A Tecnosenior, por exemplo, oferece o vidafone, um pequeno colar ou pulseira pode ser acionado e o usuário se conecta com uma central de monitoramento, que faz contato com pessoas ou autoridades para que possam ajudar dependendo da emergência. O serviço já evitou complicações de saúde depois de casos como quedas e desmaios e pode servir como plataforma de denúncia também.

“A violência contra idosos tem consequências graves para a saúde física e mental dos idosos. Pode levar a lesões graves, hospitalização, deficiências físicas e mentais e até mesmo à morte. Também pode aumentar o risco de depressão, ansiedade, estresse pós-traumático e outras condições de saúde mental”, afirma o fundador e CEO da Tecnosenior, Gilson Esteves.

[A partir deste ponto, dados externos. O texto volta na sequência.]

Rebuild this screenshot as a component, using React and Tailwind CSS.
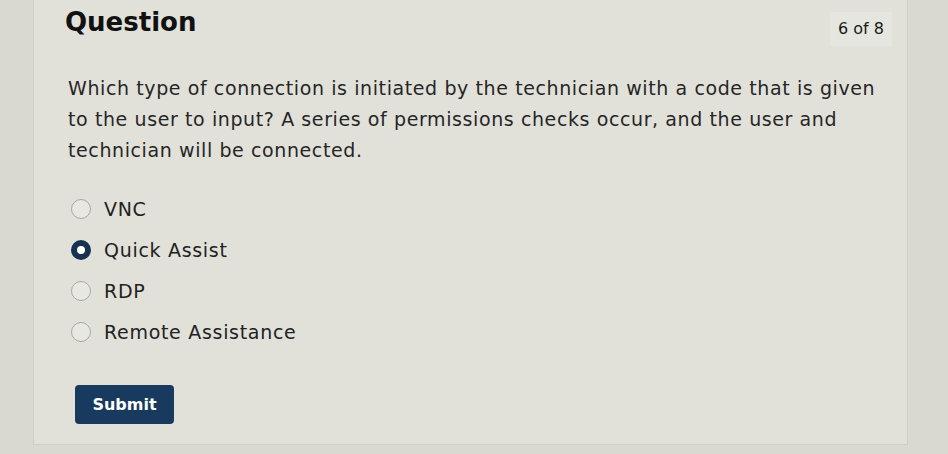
export default function App() {
  const options = ["VNC", "Quick Assist", "RDP", "Remote Assistance"];
  const selected = "Quick Assist";

  return (
    <div
      className="w-full h-[454px] bg-[#d9d9d2] overflow-hidden"
      style={{ fontFamily: "'DejaVu Sans', 'Noto Sans', sans-serif" }}
    >
      <div className="ml-[33px] w-[875px] h-[445px] bg-[#e1e1da] border-l border-r border-b border-[#d0d0c9] pl-[31px] pr-[15px]">
        {/* Header */}
        <div className="flex items-start justify-between pt-[4px]">
          <h1 className="text-[26px] font-bold text-[#111] leading-[36px]">
            Question
          </h1>
          <span className="mt-[8px] px-[8px] py-[6px] bg-[#e6e6e0] text-[16px] text-[#1a1a1a] leading-[22px]">
            6 of 8
          </span>
        </div>

        {/* Question text */}
        <p className="mt-[27px] pl-[3px] text-[19px] leading-[31px] text-[#262626] w-[828px] tracking-[0.6px]">
          Which type of connection is initiated by the technician with a code
          that is given to the user to input? A series of permissions checks
          occur, and the user and technician will be connected.
        </p>

        {/* Options */}
        <div className="mt-[32px] pl-[6px] flex flex-col gap-[19px]">
          {options.map((o) => (
            <label key={o} className="flex items-center gap-[13px] h-[22px]">
              {o === selected ? (
                <span className="w-[20px] h-[20px] rounded-full bg-[#16324f] flex items-center justify-center">
                  <span className="w-[8px] h-[8px] rounded-full bg-white" />
                </span>
              ) : (
                <span className="w-[20px] h-[20px] rounded-full border border-[#a9a9a3] bg-[#e8e8e2]" />
              )}
              <span className="text-[19px] text-[#222] tracking-[0.7px]">{o}</span>
            </label>
          ))}
        </div>

        {/* Submit */}
        <button className="mt-[42px] ml-[10px] w-[99px] h-[39px] rounded-[4px] bg-[#173a5e] text-white text-[16px] font-bold">
          Submit
        </button>
      </div>
    </div>
  );
}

Ele ainda defende que a sociedade em geral, incluindo os governos, instituições de saúde e sociedade em geral, tomem medidas para prevenir a violência contra idosos e proteger seus direitos e dignidade. “Conhecer e implantar novas tecnologias que possam auxiliar os idosos a manter sua independência, faz parte dessa conscientização”, completa Gilson.

Como denunciar

“Se você suspeita que uma pessoa idosa seja vítima de qualquer tipo de violência, denuncie. Ligue para o Disque 100, procure unidades de saúde ou assistência social, delegacia de polícia especializada ou, em caso de risco iminente, disque 190!”, finaliza a Dra. Jordelina Schier.

Além do Disque 100, as denúncias de violência contra a pessoa idosa podem ser feitas pelo aplicativo Proteja Brasil, para a Delegacia Online da Polícia Civil do seu estado e ligando para a Emergência Policial (190).

A cartilhaComo evitar e combater a violência contra a pessoa idosa’, criada pelo Instituto de Longevidade, conta com mais detalhes sobre os tipos de violências que pessoas idosas podem sofrer. Além disso, com o suporte de diversos especialistas, é possível saber como agir em casos de abusos e também como identificar os sinais em idosos que sofrem violência.